Tuesday night’s performance, delivered in front of a nearly full Sottile Theatre, was truly an affair to savor and cherish. He appeared alone for the program’s first half, offering mostly a succession of beloved works by the great J. S. Bach. The only exception was Messages I, a fascinating and mysterious piece written for him a few years back by Dina Koston. But it was the mostly familiar Bach items (Sheep may Safely Graze, Jesu Joy of Man’s Desiring, Chromatic Fantasy & Fugue in D Minor, and Chaconne) that made it special. As familiar as some of these pieces were, Fleisher recreated them with the kind of reverence and fathomless profundity that only a true musical master could possibly muster. Especially in Johannes Brahms’ magisterial transcription (for left hand) of the towering Chaconne, he delivered a searching, emotionally taut reading that I’ll never forget.
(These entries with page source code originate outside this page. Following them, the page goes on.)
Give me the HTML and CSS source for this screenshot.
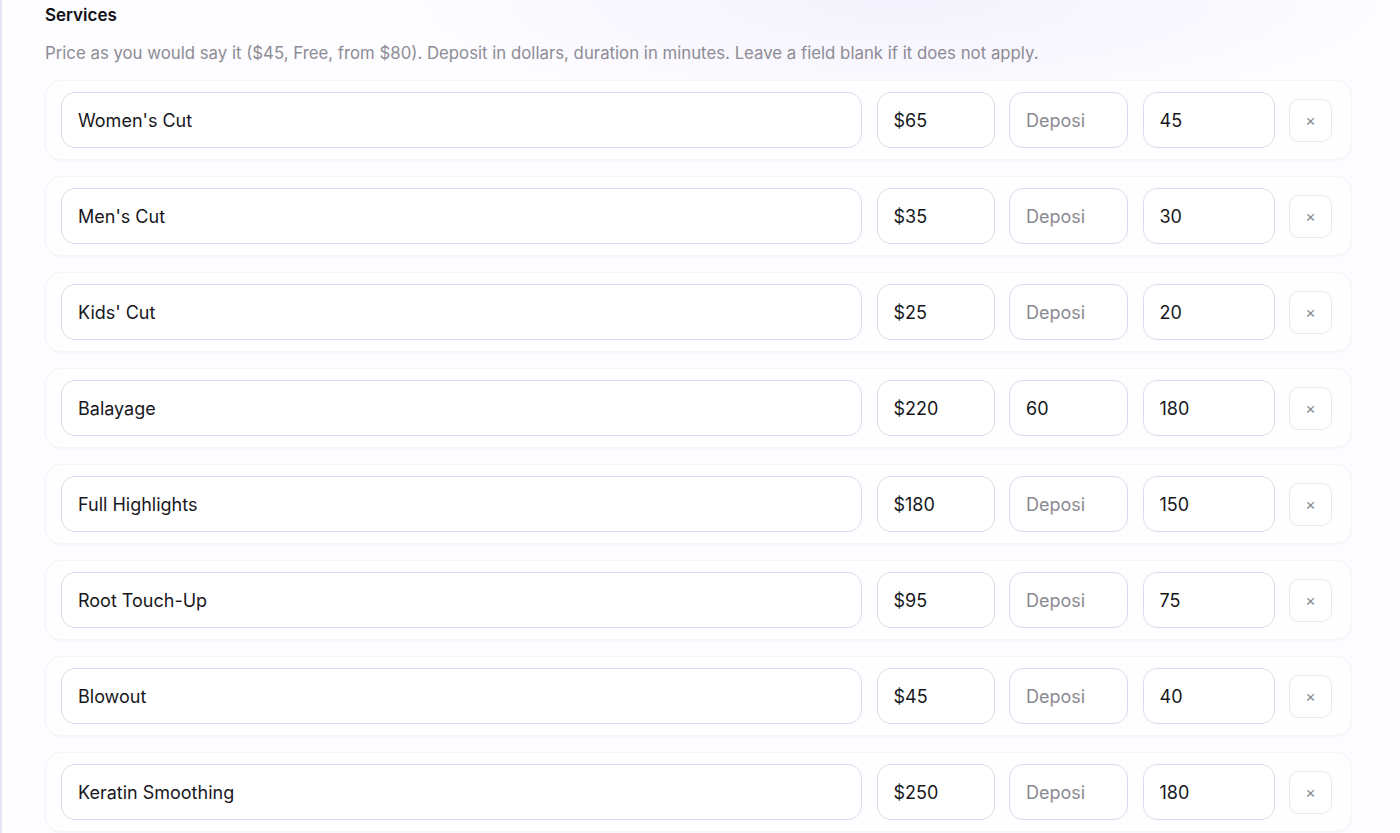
FILE: index.html
```html
<!DOCTYPE html>
<html lang="en">
<head>
<meta charset="utf-8">
<title>Services</title>
<link rel="stylesheet" href="styles.css">
</head>
<body>
<main class="page">
  <h2 class="title">Services</h2>
  <p class="hint">Price as you would say it ($45, Free, from $80). Deposit in dollars, duration in minutes. Leave a field blank if it does not apply.</p>
  <div class="list">
    <div class="row">
      <input class="field" type="text" value="Women's Cut">
      <input class="field" type="text" value="$65">
      <input class="field num" type="number" placeholder="Deposit">
      <input class="field" type="number" value="45">
      <button class="remove" type="button">×</button>
    </div>
    <div class="row">
      <input class="field" type="text" value="Men's Cut">
      <input class="field" type="text" value="$35">
      <input class="field num" type="number" placeholder="Deposit">
      <input class="field" type="number" value="30">
      <button class="remove" type="button">×</button>
    </div>
    <div class="row">
      <input class="field" type="text" value="Kids' Cut">
      <input class="field" type="text" value="$25">
      <input class="field num" type="number" placeholder="Deposit">
      <input class="field" type="number" value="20">
      <button class="remove" type="button">×</button>
    </div>
    <div class="row">
      <input class="field" type="text" value="Balayage">
      <input class="field" type="text" value="$220">
      <input class="field num" type="number" placeholder="Deposit" value="60">
      <input class="field" type="number" value="180">
      <button class="remove" type="button">×</button>
    </div>
    <div class="row">
      <input class="field" type="text" value="Full Highlights">
      <input class="field" type="text" value="$180">
      <input class="field num" type="number" placeholder="Deposit">
      <input class="field" type="number" value="150">
      <button class="remove" type="button">×</button>
    </div>
    <div class="row">
      <input class="field" type="text" value="Root Touch-Up">
      <input class="field" type="text" value="$95">
      <input class="field num" type="number" placeholder="Deposit">
      <input class="field" type="number" value="75">
      <button class="remove" type="button">×</button>
    </div>
    <div class="row">
      <input class="field" type="text" value="Blowout">
      <input class="field" type="text" value="$45">
      <input class="field num" type="number" placeholder="Deposit">
      <input class="field" type="number" value="40">
      <button class="remove" type="button">×</button>
    </div>
    <div class="row">
      <input class="field" type="text" value="Keratin Smoothing">
      <input class="field" type="text" value="$250">
      <input class="field num" type="number" placeholder="Deposit">
      <input class="field" type="number" value="180">
      <button class="remove" type="button">×</button>
    </div>
  </div>
</main>
</body>
</html>
```

FILE: styles.css
```css
html, body {
  margin: 0;
  padding: 0;
}
body {
  font-family: Inter, "Noto Sans", "Liberation Sans", sans-serif;
  color: #17171c;
  background: #fdfcff;
  overflow: hidden;
}
.page {
  min-height: 833px;
  box-sizing: border-box;
  border-left: 2px solid #e6e3f3;
  padding: 4px 48px 0 43px;
  background:
    radial-gradient(ellipse 700px 160px at 900px 0px, rgba(236, 232, 250, 0.55), rgba(255,255,255,0) 70%),
    #fdfcff;
}
.title {
  margin: 0;
  font-size: 17px;
  font-weight: 600;
  line-height: 22px;
  color: #111116;
}
.hint {
  margin: 16px 0 0;
  font-size: 16.8px;
  line-height: 22px;
  color: #8d8c96;
}
.list {
  margin-top: 16px;
  display: flex;
  flex-direction: column;
  gap: 16px;
}
.row {
  display: grid;
  grid-template-columns: 1fr 118px 119px 132px 43px;
  column-gap: 14.5px;
  align-items: center;
  padding: 11px 19px 11px 15px;
  background: #fefeff;
  border: 1px solid #f4f3f9;
  border-radius: 16px;
  box-shadow: 0 1px 2px rgba(90, 80, 140, 0.04);
}
.field {
  box-sizing: border-box;
  width: 100%;
  height: 56px;
  min-width: 0;
  padding: 0 16px;
  border: 1.5px solid #dddaee;
  border-radius: 14px;
  background: #fff;
  font-family: inherit;
  font-size: 18px;
  color: #17171c;
  outline: none;
}
.field.num {
  padding-right: 27px;
}
.field::placeholder {
  color: #8a8a92;
}
.remove {
  box-sizing: border-box;
  width: 43px;
  height: 43px;
  padding: 0;
  border: 1px solid #e9e7f3;
  border-radius: 10px;
  background: #fff;
  color: #8a8a94;
  font-family: inherit;
  font-size: 16px;
  line-height: 1;
  cursor: pointer;
}
```
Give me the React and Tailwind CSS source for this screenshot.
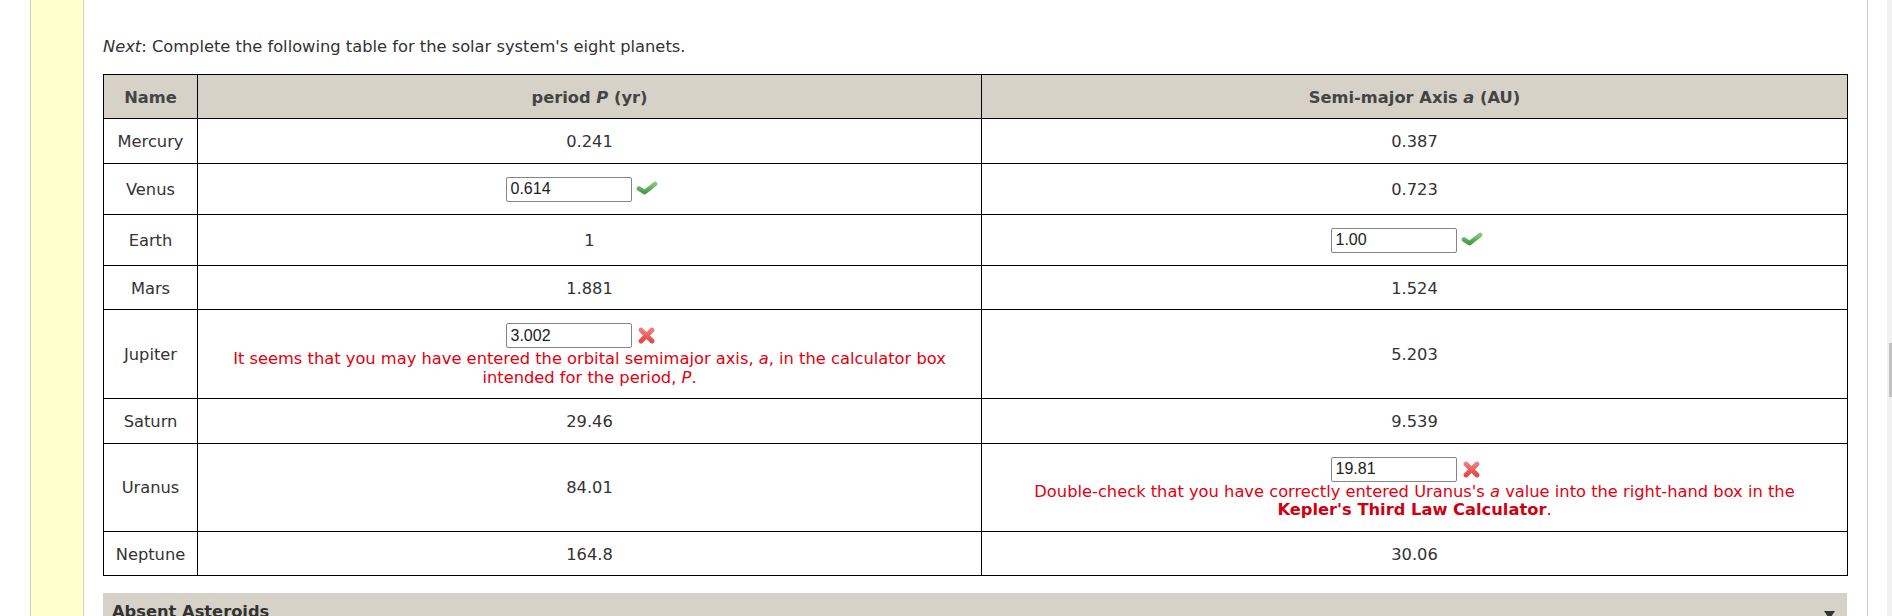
import React from 'react';

const Check = () => (
  <svg width="22" height="14" viewBox="0 0 22 14" className="mt-[4px] shrink-0">
    <defs>
      <linearGradient id="chk" x1="0" y1="0" x2="0" y2="1">
        <stop offset="0" stopColor="#7fc97f" />
        <stop offset="1" stopColor="#479a47" />
      </linearGradient>
    </defs>
    <path d="M3 7.5 L8.5 11.2 L19 3" stroke="url(#chk)" strokeWidth="4.6" fill="none" strokeLinejoin="round" strokeLinecap="round" />
  </svg>
);

const Cross = () => (
  <svg width="22" height="18" viewBox="0 0 22 18" className="mt-[4px] shrink-0">
    <defs>
      <linearGradient id="crs" x1="0" y1="0" x2="0" y2="1">
        <stop offset="0" stopColor="#f57a7a" />
        <stop offset="1" stopColor="#e84848" />
      </linearGradient>
    </defs>
    <path d="M5 3 L16 14 M16 3 L5 14" stroke="url(#crs)" strokeWidth="4.8" fill="none" strokeLinecap="round" />
  </svg>
);

const Answer = ({ value, ok }) => (
  <div className="flex justify-center items-start h-[26px] gap-[4px]">
    <input
      defaultValue={value}
      readOnly
      className="w-[126px] h-[25px] border border-[#858585] rounded-[2px] bg-white pl-[4px] text-[16px] leading-[23px] text-[#222] font-['Liberation_Sans',Arial,sans-serif] outline-none"
    />
    {ok ? <Check /> : <Cross />}
    <span className="w-[12px] shrink-0"></span>
  </div>
);

const cell = 'border border-black px-2 pt-[13px] pb-[11px] text-center align-middle';

const rows = [
  { name: 'Mercury', p: '0.241', a: '0.387' },
  { name: 'Venus', p: <Answer value="0.614" ok />, a: '0.723' },
  { name: 'Earth', p: '1', a: <Answer value="1.00" ok /> },
  { name: 'Mars', p: '1.881', a: '1.524' },
  {
    name: 'Jupiter',
    p: (
      <div>
        <Answer value="3.002" />
        <p className="text-[#e4000f] leading-[19px]">
          It seems that you may have entered the orbital semimajor axis, <i>a</i>, in the calculator box
          <br />
          intended for the period, <i>P</i>.
        </p>
      </div>
    ),
    a: '5.203',
  },
  { name: 'Saturn', p: '29.46', a: '9.539' },
  {
    name: 'Uranus',
    p: '84.01',
    a: (
      <div>
        <Answer value="19.81" />
        <p className="text-[#e4000f] leading-[18.5px]">
          Double-check that you have correctly entered Uranus's <i>a</i> value into the right-hand box in the
          <br />
          <b className="text-[#d00010]">Kepler's Third Law Calculator</b>.
        </p>
      </div>
    ),
  },
  { name: 'Neptune', p: '164.8', a: '30.06' },
];

export default function App() {
  return (
    <div className="flex h-[616px] overflow-hidden bg-white font-['DejaVu_Sans',Verdana,sans-serif] text-[16.3px] leading-[19.5px] text-[#333]">
      <div className="w-[30px] shrink-0"></div>
      <div className="w-[54px] shrink-0 bg-[#ffffcc] border-x border-[#cfcfcf]"></div>

      {/* main content */}
      <div className="w-[1784px] shrink-0 border-r border-[#cccccc] pl-[19px] pr-[20px] pt-[37px]">
        <p>
          <i>Next</i>: Complete the following table for the solar system's eight planets.
        </p>

        <table className="mt-[17px] w-[1744px] table-fixed border-collapse">
          <colgroup>
            <col className="w-[94px]" />
            <col className="w-[784px]" />
            <col className="w-[866px]" />
          </colgroup>
          <thead>
            <tr className="bg-[#d6d2c7] text-[#444] font-bold">
              <th className={cell}>Name</th>
              <th className={cell}>
                period <i>P</i> (yr)
              </th>
              <th className={cell}>
                Semi-major Axis <i>a</i> (AU)
              </th>
            </tr>
          </thead>
          <tbody>
            {rows.map((r) => (
              <tr key={r.name}>
                <td className={cell}>{r.name}</td>
                <td className={cell}>{r.p}</td>
                <td className={cell}>{r.a}</td>
              </tr>
            ))}
          </tbody>
        </table>

        {/* collapsed section */}
        <div className="mt-[17px] flex items-start justify-between bg-[#d6d2c7] pl-[9px] pr-[12px] py-[9px] font-bold text-[#333]">
          <span>Absent Asteroids</span>
          <svg width="11" height="8" viewBox="0 0 11 8" className="mt-[9px]">
            <path d="M0 0 H11 L5.5 8 Z" fill="#333" />
          </svg>
        </div>
      </div>

      <div className="w-[19px] shrink-0"></div>
      {/* scrollbar */}
      <div className="w-[5px] shrink-0 bg-[#f1f1f1] flex flex-col">
        <div className="h-[343px]"></div>
        <div className="h-[54px] ml-[2px] bg-[#c1c1c1]"></div>
      </div>
    </div>
  );
}
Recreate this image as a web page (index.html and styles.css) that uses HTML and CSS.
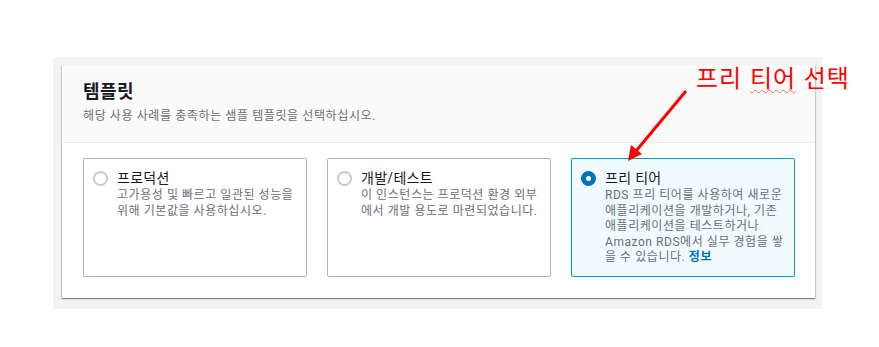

Enter Ms. Fleisher after intermission, joining her husband for two masterpieces for piano four hands. First came a deep and delicious interpretation of Franz Schubert’s Fantasie in F Minor – one of his heart-rending final works, and long a favorite of mine. It just may be the loveliest and most lyrical music ever written for piano four-hands. Pure bliss. Then they brought things to an emphatic close with a four-hand arrangement of Maurice Ravel’s smoky, swirling La Valse: supposedly the composer’s attempt to offer a French take on the Viennese waltz. Our accomplished duo delivered it with great finesse and sensual atmosphere, inspiring a noisy and spontaneous standing O, the likes of which hasn’t happened at the Sottile for quite some time.
I can hardly find the words to tell you how much it meant to me to see and hear one of the musical heroes of my youth up there on the stage, just a few feet away. From there, he fed my heart and soul with sights and sounds I never thought I’d ever get to experience in the flesh. And afterwards, I even got to (very gently) shake that resurrected right hand and make a feeble attempt to tell him to his face what he and his art have meant to me over the years. It was an evening that will live on in my memory for as long as I do.